[Dataset section]:
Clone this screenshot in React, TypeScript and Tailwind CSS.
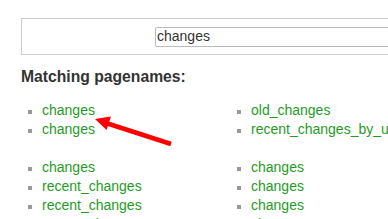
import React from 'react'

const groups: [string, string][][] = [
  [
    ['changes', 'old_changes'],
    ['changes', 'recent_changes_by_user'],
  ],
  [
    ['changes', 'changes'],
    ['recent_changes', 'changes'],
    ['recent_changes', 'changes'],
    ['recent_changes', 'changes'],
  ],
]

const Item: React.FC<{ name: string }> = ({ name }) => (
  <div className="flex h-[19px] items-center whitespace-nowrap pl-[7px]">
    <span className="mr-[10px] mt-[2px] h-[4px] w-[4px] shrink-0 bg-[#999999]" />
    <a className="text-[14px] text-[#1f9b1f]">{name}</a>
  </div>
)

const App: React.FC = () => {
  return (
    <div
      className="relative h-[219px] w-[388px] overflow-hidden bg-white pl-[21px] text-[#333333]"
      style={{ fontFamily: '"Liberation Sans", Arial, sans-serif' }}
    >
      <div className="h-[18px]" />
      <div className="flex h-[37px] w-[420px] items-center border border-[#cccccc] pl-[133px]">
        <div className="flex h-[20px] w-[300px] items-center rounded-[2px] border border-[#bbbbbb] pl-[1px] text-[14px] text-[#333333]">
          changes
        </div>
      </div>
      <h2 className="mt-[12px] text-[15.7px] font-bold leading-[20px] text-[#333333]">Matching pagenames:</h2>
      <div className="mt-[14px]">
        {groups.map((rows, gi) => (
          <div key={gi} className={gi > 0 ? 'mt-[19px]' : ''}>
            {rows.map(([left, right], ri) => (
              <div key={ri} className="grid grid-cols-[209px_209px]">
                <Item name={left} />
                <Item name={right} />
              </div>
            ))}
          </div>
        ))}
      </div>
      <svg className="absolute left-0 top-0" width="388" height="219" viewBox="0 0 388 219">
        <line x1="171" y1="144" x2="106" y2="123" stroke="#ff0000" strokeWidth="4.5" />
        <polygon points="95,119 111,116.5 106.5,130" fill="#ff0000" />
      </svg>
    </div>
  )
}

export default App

[Instruction]: Copy every line of the data exactly as written, excluding the pictures.

[Response for this exercise]:
Clone this screenshot in React, TypeScript and Tailwind CSS.
import React from 'react'

const groups: [string, string][][] = [
  [
    ['changes', 'old_changes'],
    ['changes', 'recent_changes_by_user'],
  ],
  [
    ['changes', 'changes'],
    ['recent_changes', 'changes'],
    ['recent_changes', 'changes'],
    ['recent_changes', 'changes'],
  ],
]

const Item: React.FC<{ name: string }> = ({ name }) => (
  <div className="flex h-[19px] items-center whitespace-nowrap pl-[7px]">
    <span className="mr-[10px] mt-[2px] h-[4px] w-[4px] shrink-0 bg-[#999999]" />
    <a className="text-[14px] text-[#1f9b1f]">{name}</a>
  </div>
)

const App: React.FC = () => {
  return (
    <div
      className="relative h-[219px] w-[388px] overflow-hidden bg-white pl-[21px] text-[#333333]"
      style={{ fontFamily: '"Liberation Sans", Arial, sans-serif' }}
    >
      <div className="h-[18px]" />
      <div className="flex h-[37px] w-[420px] items-center border border-[#cccccc] pl-[133px]">
        <div className="flex h-[20px] w-[300px] items-center rounded-[2px] border border-[#bbbbbb] pl-[1px] text-[14px] text-[#333333]">
          changes
        </div>
      </div>
      <h2 className="mt-[12px] text-[15.7px] font-bold leading-[20px] text-[#333333]">Matching pagenames:</h2>
      <div className="mt-[14px]">
        {groups.map((rows, gi) => (
          <div key={gi} className={gi > 0 ? 'mt-[19px]' : ''}>
            {rows.map(([left, right], ri) => (
              <div key={ri} className="grid grid-cols-[209px_209px]">
                <Item name={left} />
                <Item name={right} />
              </div>
            ))}
          </div>
        ))}
      </div>
      <svg className="absolute left-0 top-0" width="388" height="219" viewBox="0 0 388 219">
        <line x1="171" y1="144" x2="106" y2="123" stroke="#ff0000" strokeWidth="4.5" />
        <polygon points="95,119 111,116.5 106.5,130" fill="#ff0000" />
      </svg>
    </div>
  )
}

export default App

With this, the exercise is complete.